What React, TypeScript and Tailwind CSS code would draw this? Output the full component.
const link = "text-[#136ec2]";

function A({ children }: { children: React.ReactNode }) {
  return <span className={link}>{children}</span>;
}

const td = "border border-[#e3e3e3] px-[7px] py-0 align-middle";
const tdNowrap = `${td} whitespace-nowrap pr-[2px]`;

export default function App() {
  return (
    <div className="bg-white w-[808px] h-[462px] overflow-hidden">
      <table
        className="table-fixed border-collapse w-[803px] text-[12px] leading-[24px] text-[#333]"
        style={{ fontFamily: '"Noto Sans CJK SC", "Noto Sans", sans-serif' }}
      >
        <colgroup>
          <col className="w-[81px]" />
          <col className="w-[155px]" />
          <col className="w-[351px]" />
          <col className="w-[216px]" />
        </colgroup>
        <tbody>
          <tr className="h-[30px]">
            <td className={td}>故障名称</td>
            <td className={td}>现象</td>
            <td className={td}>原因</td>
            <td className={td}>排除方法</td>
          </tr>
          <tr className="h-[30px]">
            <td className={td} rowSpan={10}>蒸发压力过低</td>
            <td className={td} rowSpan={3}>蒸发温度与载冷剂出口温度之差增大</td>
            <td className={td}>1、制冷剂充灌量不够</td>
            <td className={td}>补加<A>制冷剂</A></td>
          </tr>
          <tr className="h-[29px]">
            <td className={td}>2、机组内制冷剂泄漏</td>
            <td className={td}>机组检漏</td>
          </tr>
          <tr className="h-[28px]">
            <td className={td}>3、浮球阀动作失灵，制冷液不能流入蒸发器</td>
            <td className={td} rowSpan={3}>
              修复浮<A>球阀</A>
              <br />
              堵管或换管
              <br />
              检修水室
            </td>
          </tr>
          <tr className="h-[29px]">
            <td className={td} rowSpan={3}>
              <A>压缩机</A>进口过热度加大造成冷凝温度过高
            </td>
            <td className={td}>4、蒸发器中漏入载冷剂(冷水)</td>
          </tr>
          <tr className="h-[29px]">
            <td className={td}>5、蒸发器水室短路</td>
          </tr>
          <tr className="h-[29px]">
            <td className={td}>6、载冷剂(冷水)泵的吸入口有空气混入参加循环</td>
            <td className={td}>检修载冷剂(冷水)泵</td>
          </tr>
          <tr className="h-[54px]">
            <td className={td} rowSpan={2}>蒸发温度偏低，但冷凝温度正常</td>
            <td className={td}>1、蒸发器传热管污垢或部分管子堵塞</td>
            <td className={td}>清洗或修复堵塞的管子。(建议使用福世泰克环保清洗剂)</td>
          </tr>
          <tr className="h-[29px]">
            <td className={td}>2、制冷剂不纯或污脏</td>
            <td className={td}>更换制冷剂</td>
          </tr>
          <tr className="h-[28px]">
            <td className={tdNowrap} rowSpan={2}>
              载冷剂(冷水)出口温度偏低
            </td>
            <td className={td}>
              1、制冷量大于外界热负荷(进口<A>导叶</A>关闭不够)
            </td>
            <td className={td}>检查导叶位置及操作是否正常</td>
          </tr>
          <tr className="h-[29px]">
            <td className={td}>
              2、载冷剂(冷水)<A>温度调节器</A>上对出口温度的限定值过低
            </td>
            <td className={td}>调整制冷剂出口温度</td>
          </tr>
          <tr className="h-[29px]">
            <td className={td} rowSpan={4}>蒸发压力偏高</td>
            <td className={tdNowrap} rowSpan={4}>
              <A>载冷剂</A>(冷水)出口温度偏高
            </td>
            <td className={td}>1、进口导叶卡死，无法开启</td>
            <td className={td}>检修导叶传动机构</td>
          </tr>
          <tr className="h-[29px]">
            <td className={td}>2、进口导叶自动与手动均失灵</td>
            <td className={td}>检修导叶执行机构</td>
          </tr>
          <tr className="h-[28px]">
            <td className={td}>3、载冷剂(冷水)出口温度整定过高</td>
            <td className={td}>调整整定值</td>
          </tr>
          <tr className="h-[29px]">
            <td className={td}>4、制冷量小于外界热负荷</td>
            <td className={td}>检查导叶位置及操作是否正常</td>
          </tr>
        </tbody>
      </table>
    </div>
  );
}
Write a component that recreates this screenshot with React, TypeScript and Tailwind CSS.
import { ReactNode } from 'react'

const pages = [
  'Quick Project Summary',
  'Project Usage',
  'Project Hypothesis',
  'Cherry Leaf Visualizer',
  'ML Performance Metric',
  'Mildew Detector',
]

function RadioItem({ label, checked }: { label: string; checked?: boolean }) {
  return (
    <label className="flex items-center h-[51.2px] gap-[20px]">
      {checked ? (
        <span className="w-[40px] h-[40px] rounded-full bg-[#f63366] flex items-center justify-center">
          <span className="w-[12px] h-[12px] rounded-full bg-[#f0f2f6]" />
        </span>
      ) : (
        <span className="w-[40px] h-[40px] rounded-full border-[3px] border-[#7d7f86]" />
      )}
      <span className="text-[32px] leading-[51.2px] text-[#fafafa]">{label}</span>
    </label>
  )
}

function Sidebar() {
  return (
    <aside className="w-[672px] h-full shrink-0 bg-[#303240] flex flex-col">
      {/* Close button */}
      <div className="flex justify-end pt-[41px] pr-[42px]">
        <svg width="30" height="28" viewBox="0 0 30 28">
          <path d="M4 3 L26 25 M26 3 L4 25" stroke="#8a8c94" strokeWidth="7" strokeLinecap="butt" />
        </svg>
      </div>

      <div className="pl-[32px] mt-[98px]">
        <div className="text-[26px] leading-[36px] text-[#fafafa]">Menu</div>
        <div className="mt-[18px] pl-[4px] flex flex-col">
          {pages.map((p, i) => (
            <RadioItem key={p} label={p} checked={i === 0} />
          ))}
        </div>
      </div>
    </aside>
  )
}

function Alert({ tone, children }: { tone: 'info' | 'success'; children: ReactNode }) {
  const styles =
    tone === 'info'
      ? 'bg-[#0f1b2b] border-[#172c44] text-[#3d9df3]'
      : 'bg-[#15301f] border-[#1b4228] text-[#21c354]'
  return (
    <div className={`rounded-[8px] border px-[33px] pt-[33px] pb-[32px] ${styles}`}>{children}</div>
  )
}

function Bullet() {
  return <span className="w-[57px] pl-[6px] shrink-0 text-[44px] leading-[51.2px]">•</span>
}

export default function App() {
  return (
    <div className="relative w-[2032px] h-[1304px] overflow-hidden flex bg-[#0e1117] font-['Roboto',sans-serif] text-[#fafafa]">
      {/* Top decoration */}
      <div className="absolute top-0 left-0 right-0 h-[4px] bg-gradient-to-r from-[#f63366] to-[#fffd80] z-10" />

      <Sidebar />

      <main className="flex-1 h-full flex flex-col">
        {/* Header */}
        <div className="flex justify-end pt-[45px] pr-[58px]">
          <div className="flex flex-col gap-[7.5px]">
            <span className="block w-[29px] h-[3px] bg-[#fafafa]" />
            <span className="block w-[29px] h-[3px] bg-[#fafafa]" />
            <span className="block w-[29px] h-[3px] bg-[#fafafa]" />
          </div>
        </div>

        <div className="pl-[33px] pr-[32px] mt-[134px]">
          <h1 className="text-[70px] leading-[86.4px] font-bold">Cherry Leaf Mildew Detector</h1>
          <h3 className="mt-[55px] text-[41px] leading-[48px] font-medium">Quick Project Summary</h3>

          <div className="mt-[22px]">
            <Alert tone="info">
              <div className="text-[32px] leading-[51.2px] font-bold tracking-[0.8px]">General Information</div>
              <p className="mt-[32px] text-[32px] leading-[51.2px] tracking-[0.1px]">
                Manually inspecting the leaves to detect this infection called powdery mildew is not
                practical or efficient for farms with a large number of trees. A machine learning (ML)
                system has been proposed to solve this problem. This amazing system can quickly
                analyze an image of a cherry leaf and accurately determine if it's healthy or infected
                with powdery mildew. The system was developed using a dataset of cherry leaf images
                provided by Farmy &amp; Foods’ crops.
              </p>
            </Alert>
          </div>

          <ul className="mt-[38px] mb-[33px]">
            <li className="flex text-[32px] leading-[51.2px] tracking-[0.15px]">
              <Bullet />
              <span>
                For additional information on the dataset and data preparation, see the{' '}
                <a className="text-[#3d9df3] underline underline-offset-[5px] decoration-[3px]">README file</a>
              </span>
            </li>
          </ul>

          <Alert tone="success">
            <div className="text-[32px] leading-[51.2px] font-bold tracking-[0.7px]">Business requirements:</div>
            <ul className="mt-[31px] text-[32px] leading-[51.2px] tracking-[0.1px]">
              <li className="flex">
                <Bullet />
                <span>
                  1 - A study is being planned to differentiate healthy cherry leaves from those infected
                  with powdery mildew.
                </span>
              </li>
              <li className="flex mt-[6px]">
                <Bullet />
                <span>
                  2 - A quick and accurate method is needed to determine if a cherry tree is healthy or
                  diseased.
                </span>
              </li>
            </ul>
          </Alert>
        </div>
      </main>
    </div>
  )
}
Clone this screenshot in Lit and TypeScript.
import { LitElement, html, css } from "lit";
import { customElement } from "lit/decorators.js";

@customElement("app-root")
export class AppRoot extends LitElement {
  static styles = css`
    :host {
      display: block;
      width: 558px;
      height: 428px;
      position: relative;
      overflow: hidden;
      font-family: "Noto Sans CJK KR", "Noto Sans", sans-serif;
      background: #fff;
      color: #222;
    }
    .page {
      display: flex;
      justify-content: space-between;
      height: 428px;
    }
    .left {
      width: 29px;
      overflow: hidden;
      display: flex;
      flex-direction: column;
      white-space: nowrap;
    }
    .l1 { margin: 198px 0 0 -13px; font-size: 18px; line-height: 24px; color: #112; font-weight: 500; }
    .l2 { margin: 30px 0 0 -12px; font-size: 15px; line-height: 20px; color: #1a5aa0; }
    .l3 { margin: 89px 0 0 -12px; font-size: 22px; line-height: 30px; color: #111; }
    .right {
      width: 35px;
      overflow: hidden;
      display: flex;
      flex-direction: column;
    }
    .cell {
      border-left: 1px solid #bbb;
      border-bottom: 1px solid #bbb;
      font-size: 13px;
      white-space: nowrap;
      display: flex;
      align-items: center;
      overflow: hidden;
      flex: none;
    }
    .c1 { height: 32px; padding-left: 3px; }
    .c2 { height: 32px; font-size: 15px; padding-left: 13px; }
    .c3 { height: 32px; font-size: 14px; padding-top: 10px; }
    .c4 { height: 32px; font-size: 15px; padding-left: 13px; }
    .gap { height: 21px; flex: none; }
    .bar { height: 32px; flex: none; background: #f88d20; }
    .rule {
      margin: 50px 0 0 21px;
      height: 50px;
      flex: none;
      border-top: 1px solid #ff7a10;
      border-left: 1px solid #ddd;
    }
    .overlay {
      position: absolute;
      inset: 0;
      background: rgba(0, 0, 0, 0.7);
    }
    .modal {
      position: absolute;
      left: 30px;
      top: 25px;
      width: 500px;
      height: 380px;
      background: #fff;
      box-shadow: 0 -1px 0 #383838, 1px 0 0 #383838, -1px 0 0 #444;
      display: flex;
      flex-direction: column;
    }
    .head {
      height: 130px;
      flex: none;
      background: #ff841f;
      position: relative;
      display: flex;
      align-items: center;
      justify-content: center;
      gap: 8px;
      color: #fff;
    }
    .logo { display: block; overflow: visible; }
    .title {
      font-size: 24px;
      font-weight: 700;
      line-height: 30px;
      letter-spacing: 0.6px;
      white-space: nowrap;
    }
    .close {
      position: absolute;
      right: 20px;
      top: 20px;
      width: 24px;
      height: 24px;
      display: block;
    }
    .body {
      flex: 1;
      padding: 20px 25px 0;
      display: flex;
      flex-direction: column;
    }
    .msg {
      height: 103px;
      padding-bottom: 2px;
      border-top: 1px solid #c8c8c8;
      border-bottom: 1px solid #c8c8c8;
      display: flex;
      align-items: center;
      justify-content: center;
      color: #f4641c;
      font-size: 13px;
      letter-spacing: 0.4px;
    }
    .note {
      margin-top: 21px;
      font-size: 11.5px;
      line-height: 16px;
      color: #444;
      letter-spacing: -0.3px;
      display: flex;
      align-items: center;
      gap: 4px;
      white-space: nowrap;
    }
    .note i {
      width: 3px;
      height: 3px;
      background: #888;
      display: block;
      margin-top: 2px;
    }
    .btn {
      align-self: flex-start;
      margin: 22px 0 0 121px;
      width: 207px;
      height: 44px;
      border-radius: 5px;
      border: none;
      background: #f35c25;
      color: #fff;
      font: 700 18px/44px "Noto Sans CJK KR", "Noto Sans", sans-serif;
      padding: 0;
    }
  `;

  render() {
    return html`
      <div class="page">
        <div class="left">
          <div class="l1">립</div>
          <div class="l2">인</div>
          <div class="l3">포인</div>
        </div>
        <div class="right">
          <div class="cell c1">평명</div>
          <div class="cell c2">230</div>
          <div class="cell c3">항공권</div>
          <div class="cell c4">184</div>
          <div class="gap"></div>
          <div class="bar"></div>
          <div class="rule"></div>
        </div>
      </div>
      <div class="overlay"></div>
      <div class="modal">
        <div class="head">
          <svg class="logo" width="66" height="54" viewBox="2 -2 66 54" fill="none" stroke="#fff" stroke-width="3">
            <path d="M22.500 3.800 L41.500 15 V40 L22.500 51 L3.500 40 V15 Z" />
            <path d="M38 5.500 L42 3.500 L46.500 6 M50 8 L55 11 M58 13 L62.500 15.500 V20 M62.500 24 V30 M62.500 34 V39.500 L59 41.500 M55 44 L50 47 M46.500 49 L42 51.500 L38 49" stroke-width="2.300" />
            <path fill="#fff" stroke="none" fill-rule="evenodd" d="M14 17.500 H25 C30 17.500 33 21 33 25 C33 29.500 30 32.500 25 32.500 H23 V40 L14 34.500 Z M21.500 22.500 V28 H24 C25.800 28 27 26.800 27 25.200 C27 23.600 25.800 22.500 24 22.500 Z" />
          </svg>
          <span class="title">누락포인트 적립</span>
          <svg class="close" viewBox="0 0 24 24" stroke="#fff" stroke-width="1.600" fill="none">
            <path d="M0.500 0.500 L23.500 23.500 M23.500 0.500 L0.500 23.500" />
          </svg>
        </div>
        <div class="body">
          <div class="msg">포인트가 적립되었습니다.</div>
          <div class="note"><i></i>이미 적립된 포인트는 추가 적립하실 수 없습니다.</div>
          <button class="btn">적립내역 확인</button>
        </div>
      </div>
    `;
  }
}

..........

— PROBLEM TO WORK ON —
Identify the lines in the entries above that contain "TypeScript", then copy them out.

— RESULT BELOW —
What React, TypeScript and Tailwind CSS code would draw this? Output the full component.
Write a component that recreates this screenshot with React, TypeScript and Tailwind CSS.
Clone this screenshot in Lit and TypeScript.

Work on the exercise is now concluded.